Short exercise. Set down exactly the lines of the listing below, please, beginning with the first and ending with the line that holds "import React from".

Information supplied.
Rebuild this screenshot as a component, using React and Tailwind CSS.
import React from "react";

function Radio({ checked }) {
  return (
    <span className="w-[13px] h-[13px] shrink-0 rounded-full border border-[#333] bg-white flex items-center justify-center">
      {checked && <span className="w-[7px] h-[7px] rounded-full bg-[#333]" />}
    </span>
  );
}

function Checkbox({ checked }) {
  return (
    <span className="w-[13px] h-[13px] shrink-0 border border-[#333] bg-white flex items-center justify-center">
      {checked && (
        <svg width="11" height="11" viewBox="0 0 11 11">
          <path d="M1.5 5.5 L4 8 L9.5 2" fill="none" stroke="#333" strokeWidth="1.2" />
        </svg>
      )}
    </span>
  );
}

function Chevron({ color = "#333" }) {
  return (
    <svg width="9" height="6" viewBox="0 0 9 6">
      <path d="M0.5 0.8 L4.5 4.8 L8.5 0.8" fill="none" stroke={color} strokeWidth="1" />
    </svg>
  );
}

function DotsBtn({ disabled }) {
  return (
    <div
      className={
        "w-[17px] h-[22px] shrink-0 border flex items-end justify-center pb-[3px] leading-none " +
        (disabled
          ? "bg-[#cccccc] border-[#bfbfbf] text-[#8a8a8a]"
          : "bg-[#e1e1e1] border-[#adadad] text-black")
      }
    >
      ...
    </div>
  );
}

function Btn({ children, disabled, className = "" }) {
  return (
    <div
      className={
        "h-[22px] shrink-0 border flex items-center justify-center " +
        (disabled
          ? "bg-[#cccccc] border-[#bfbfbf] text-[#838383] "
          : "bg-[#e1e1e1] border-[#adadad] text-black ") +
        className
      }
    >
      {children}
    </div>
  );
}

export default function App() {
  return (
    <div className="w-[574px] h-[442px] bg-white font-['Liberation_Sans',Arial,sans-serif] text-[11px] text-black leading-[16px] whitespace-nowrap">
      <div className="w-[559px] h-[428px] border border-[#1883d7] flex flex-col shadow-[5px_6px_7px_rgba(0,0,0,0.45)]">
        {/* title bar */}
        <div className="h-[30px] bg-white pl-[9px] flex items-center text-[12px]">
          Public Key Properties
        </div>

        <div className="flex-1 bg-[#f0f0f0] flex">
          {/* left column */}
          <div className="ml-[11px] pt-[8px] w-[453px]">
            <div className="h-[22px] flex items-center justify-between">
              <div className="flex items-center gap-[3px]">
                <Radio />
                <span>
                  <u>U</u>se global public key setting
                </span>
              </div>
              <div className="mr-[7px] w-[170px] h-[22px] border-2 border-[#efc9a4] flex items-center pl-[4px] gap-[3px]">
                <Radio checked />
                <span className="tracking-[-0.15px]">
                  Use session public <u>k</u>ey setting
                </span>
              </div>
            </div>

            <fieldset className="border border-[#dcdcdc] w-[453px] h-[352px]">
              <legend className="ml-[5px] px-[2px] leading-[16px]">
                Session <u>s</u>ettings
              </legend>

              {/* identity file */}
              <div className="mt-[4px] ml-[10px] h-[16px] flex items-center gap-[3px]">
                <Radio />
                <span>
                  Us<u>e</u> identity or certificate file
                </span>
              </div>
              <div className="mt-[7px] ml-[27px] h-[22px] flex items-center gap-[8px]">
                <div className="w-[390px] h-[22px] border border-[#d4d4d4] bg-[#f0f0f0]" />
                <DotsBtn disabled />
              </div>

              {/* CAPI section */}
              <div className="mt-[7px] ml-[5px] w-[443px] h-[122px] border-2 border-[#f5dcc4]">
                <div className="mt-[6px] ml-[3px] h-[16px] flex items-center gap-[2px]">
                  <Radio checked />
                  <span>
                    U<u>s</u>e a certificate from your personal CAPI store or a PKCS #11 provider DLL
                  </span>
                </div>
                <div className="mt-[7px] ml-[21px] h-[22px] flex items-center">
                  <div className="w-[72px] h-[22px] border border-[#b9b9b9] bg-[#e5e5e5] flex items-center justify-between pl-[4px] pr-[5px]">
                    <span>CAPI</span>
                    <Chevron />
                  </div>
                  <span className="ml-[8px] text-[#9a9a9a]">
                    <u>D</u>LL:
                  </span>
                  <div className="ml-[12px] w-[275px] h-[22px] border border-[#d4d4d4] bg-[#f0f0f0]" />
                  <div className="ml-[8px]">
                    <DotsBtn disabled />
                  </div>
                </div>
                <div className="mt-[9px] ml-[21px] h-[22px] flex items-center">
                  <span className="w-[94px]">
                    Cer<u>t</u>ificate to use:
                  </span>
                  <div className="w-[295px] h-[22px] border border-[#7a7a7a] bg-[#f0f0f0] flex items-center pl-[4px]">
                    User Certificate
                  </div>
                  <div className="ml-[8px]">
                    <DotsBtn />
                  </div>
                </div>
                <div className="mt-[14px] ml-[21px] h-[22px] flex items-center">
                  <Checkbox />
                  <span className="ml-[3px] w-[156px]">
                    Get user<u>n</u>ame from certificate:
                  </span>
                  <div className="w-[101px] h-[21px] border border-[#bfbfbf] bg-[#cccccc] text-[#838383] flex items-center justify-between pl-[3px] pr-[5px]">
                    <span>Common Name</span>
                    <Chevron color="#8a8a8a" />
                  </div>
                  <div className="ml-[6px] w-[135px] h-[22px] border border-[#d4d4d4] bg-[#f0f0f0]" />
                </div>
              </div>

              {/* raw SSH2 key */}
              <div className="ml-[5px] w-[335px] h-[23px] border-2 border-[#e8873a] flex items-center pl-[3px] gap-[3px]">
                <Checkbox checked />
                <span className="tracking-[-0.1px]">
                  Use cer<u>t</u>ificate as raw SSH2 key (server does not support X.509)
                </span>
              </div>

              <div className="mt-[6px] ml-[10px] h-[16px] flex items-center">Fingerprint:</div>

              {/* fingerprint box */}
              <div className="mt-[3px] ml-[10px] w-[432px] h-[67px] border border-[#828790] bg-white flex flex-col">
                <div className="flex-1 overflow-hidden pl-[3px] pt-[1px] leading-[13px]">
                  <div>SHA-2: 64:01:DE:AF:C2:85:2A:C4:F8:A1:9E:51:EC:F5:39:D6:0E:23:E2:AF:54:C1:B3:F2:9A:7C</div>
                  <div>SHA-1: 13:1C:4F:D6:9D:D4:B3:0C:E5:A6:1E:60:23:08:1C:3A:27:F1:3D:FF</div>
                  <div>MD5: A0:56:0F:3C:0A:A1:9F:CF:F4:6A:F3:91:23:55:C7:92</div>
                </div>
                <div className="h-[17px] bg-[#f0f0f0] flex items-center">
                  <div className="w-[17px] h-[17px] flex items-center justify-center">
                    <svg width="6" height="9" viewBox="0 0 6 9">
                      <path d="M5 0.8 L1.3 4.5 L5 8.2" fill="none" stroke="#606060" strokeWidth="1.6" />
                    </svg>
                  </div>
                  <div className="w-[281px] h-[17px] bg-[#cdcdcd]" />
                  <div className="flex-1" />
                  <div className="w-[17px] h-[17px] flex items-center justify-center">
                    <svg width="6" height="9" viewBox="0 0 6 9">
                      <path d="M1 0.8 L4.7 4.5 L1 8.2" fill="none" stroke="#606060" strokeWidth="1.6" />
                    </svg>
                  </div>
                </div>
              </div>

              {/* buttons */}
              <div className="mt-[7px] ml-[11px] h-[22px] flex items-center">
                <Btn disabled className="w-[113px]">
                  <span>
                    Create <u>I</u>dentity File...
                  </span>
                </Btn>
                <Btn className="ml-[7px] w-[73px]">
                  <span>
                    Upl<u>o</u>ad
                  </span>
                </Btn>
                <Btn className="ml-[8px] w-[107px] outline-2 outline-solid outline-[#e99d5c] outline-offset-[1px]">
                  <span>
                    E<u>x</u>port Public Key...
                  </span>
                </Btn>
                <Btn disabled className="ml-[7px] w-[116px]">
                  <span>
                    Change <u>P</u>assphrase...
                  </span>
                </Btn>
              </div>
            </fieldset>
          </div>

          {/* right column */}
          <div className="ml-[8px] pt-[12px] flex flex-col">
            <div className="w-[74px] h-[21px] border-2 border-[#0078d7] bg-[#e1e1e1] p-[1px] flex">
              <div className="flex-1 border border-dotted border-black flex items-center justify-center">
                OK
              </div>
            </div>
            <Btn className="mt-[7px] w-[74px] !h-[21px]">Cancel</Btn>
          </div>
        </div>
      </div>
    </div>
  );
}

Solution for this exercise.
Rebuild this screenshot as a component, using React and Tailwind CSS.
import React from "react";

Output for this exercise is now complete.